/---

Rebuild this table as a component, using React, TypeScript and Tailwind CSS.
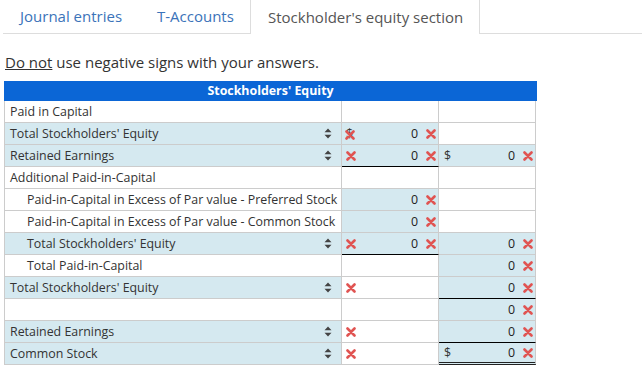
import React from 'react';

type Cell = {
  blue?: boolean;
  mark?: 'x' | 'dollarx' | 'dollar';
  value?: string;
  line?: 'single' | 'double';
};

interface Row {
  label: string;
  indent?: boolean;
  select?: boolean;
  c2: Cell;
  c3: Cell;
}

const ROWS: Row[] = [
  { label: 'Paid in Capital', c2: {}, c3: {} },
  { label: "Total Stockholders' Equity", select: true, c2: { blue: true, mark: 'dollarx', value: '0' }, c3: {} },
  { label: 'Retained Earnings', select: true, c2: { blue: true, mark: 'x', value: '0', line: 'single' }, c3: { blue: true, mark: 'dollar', value: '0' } },
  { label: 'Additional Paid-in-Capital', c2: {}, c3: {} },
  { label: 'Paid-in-Capital in Excess of Par value - Preferred Stock', indent: true, c2: { blue: true, value: '0' }, c3: {} },
  { label: 'Paid-in-Capital in Excess of Par value - Common Stock', indent: true, c2: { blue: true, value: '0' }, c3: {} },
  { label: "Total Stockholders' Equity", indent: true, select: true, c2: { blue: true, mark: 'x', value: '0', line: 'single' }, c3: { blue: true, value: '0' } },
  { label: 'Total Paid-in-Capital', indent: true, c2: {}, c3: { blue: true, value: '0' } },
  { label: "Total Stockholders' Equity", select: true, c2: { mark: 'x' }, c3: { blue: true, value: '0', line: 'single' } },
  { label: '', c2: {}, c3: { blue: true, value: '0' } },
  { label: 'Retained Earnings', select: true, c2: { mark: 'x' }, c3: { blue: true, value: '0', line: 'single' } },
  { label: 'Common Stock', select: true, c2: { mark: 'x' }, c3: { blue: true, mark: 'dollar', value: '0', line: 'double' } },
];

function RedX() {
  return (
    <svg width="10" height="10" viewBox="0 0 10 10" className="shrink-0">
      <path d="M1.5 1.5 L8.5 8.5 M8.5 1.5 L1.5 8.5" stroke="#e05452" strokeWidth="2.6" strokeLinecap="round" />
    </svg>
  );
}

function SortIcon() {
  return (
    <svg width="8" height="11" viewBox="0 0 8 11" className="shrink-0">
      <path d="M4 0.5 L7.5 4.3 L0.5 4.3 Z M0.5 6.7 L7.5 6.7 L4 10.5 Z" fill="#444" />
    </svg>
  );
}

function ValueCell({ cell }: { cell: Cell }) {
  const bottom =
    cell.line === 'single'
      ? 'border-b border-b-black'
      : cell.line === 'double'
      ? 'border-b-[3px] border-double border-b-[#222]'
      : 'border-b border-b-[#cccccc]';
  return (
    <div
      className={`relative flex items-center pl-[4px] pr-[2px] border-r border-r-[#cccccc] ${bottom} ${
        cell.blue ? 'bg-[#d5e9f0]' : 'bg-white'
      }`}
    >
      {cell.mark === 'x' && <RedX />}
      {cell.mark === 'dollar' && <span className="text-[#333] ml-[1px]">$</span>}
      {cell.mark === 'dollarx' && (
        <span className="relative text-[#333]">
          $
          <span className="absolute left-[-1px] top-[4px]">
            <RedX />
          </span>
        </span>
      )}
      <span className="ml-auto text-[#222]">{cell.value}</span>
      {cell.value && (
        <span className="ml-[8px]">
          <RedX />
        </span>
      )}
    </div>
  );
}

export default function App() {
  return (
    <div className="w-[642px] h-[369px] bg-white overflow-hidden" style={{ fontFamily: '"Open Sans", sans-serif' }}>
      {/* Tabs */}
      <div className="flex h-[34px] pl-[3px]">
        <div className="w-[137px] flex items-center pl-[17px] border-b border-[#dddddd] text-[15px] text-[#3b73b9]">Journal entries</div>
        <div className="w-[110px] flex items-center pl-[17px] border-b border-[#dddddd] text-[15px] text-[#3b73b9]">T-Accounts</div>
        <div className="w-[230px] flex items-center pl-[17px] border-x border-[#dddddd] text-[15px] text-[#555]">Stockholder's equity section</div>
        <div className="flex-1 border-b border-[#dddddd]" />
      </div>

      <p className="mt-[18px] ml-[5px] text-[15px] leading-[20px] text-[#333]">
        <span className="underline">Do not</span> use negative signs with your answers.
      </p>

      {/* Table */}
      <div className="mt-[9px] ml-[4px] w-[533px] text-[12.4px] leading-[16px]">
        <div className="h-[20px] bg-[#0b66d6] text-white font-bold flex items-center justify-center">Stockholders' Equity</div>
        <div className="border-l border-[#cccccc]">
          {ROWS.map((r, i) => (
            <div key={i} className="grid grid-cols-[337px_97px_97px] h-[22px]">
              <div
                className={`flex items-center pr-[9px] border-r border-b border-[#cccccc] ${r.indent ? 'pl-[22px]' : 'pl-[5px]'} ${
                  r.select ? 'bg-[#d5e9f0]' : 'bg-white'
                } text-[#333]`}
              >
                <span className="whitespace-nowrap">{r.label}</span>
                {r.select && (
                  <span className="ml-auto">
                    <SortIcon />
                  </span>
                )}
              </div>
              <ValueCell cell={r.c2} />
              <ValueCell cell={r.c3} />
            </div>
          ))}
        </div>
      </div>
    </div>
  );
}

\---

**GIVEN PROBLEM**:
Skip every picture and transcribe the data above exactly.

**RESULT**:
Rebuild this table as a component, using React, TypeScript and Tailwind CSS.
import React from 'react';

type Cell = {
  blue?: boolean;
  mark?: 'x' | 'dollarx' | 'dollar';
  value?: string;
  line?: 'single' | 'double';
};

interface Row {
  label: string;
  indent?: boolean;
  select?: boolean;
  c2: Cell;
  c3: Cell;
}

const ROWS: Row[] = [
  { label: 'Paid in Capital', c2: {}, c3: {} },
  { label: "Total Stockholders' Equity", select: true, c2: { blue: true, mark: 'dollarx', value: '0' }, c3: {} },
  { label: 'Retained Earnings', select: true, c2: { blue: true, mark: 'x', value: '0', line: 'single' }, c3: { blue: true, mark: 'dollar', value: '0' } },
  { label: 'Additional Paid-in-Capital', c2: {}, c3: {} },
  { label: 'Paid-in-Capital in Excess of Par value - Preferred Stock', indent: true, c2: { blue: true, value: '0' }, c3: {} },
  { label: 'Paid-in-Capital in Excess of Par value - Common Stock', indent: true, c2: { blue: true, value: '0' }, c3: {} },
  { label: "Total Stockholders' Equity", indent: true, select: true, c2: { blue: true, mark: 'x', value: '0', line: 'single' }, c3: { blue: true, value: '0' } },
  { label: 'Total Paid-in-Capital', indent: true, c2: {}, c3: { blue: true, value: '0' } },
  { label: "Total Stockholders' Equity", select: true, c2: { mark: 'x' }, c3: { blue: true, value: '0', line: 'single' } },
  { label: '', c2: {}, c3: { blue: true, value: '0' } },
  { label: 'Retained Earnings', select: true, c2: { mark: 'x' }, c3: { blue: true, value: '0', line: 'single' } },
  { label: 'Common Stock', select: true, c2: { mark: 'x' }, c3: { blue: true, mark: 'dollar', value: '0', line: 'double' } },
];

function RedX() {
  return (
    <svg width="10" height="10" viewBox="0 0 10 10" className="shrink-0">
      <path d="M1.5 1.5 L8.5 8.5 M8.5 1.5 L1.5 8.5" stroke="#e05452" strokeWidth="2.6" strokeLinecap="round" />
    </svg>
  );
}

function SortIcon() {
  return (
    <svg width="8" height="11" viewBox="0 0 8 11" className="shrink-0">
      <path d="M4 0.5 L7.5 4.3 L0.5 4.3 Z M0.5 6.7 L7.5 6.7 L4 10.5 Z" fill="#444" />
    </svg>
  );
}

function ValueCell({ cell }: { cell: Cell }) {
  const bottom =
    cell.line === 'single'
      ? 'border-b border-b-black'
      : cell.line === 'double'
      ? 'border-b-[3px] border-double border-b-[#222]'
      : 'border-b border-b-[#cccccc]';
  return (
    <div
      className={`relative flex items-center pl-[4px] pr-[2px] border-r border-r-[#cccccc] ${bottom} ${
        cell.blue ? 'bg-[#d5e9f0]' : 'bg-white'
      }`}
    >
      {cell.mark === 'x' && <RedX />}
      {cell.mark === 'dollar' && <span className="text-[#333] ml-[1px]">$</span>}
      {cell.mark === 'dollarx' && (
        <span className="relative text-[#333]">
          $
          <span className="absolute left-[-1px] top-[4px]">
            <RedX />
          </span>
        </span>
      )}
      <span className="ml-auto text-[#222]">{cell.value}</span>
      {cell.value && (
        <span className="ml-[8px]">
          <RedX />
        </span>
      )}
    </div>
  );
}

export default function App() {
  return (
    <div className="w-[642px] h-[369px] bg-white overflow-hidden" style={{ fontFamily: '"Open Sans", sans-serif' }}>
      {/* Tabs */}
      <div className="flex h-[34px] pl-[3px]">
        <div className="w-[137px] flex items-center pl-[17px] border-b border-[#dddddd] text-[15px] text-[#3b73b9]">Journal entries</div>
        <div className="w-[110px] flex items-center pl-[17px] border-b border-[#dddddd] text-[15px] text-[#3b73b9]">T-Accounts</div>
        <div className="w-[230px] flex items-center pl-[17px] border-x border-[#dddddd] text-[15px] text-[#555]">Stockholder's equity section</div>
        <div className="flex-1 border-b border-[#dddddd]" />
      </div>

      <p className="mt-[18px] ml-[5px] text-[15px] leading-[20px] text-[#333]">
        <span className="underline">Do not</span> use negative signs with your answers.
      </p>

      {/* Table */}
      <div className="mt-[9px] ml-[4px] w-[533px] text-[12.4px] leading-[16px]">
        <div className="h-[20px] bg-[#0b66d6] text-white font-bold flex items-center justify-center">Stockholders' Equity</div>
        <div className="border-l border-[#cccccc]">
          {ROWS.map((r, i) => (
            <div key={i} className="grid grid-cols-[337px_97px_97px] h-[22px]">
              <div
                className={`flex items-center pr-[9px] border-r border-b border-[#cccccc] ${r.indent ? 'pl-[22px]' : 'pl-[5px]'} ${
                  r.select ? 'bg-[#d5e9f0]' : 'bg-white'
                } text-[#333]`}
              >
                <span className="whitespace-nowrap">{r.label}</span>
                {r.select && (
                  <span className="ml-auto">
                    <SortIcon />
                  </span>
                )}
              </div>
              <ValueCell cell={r.c2} />
              <ValueCell cell={r.c3} />
            </div>
          ))}
        </div>
      </div>
    </div>
  );
}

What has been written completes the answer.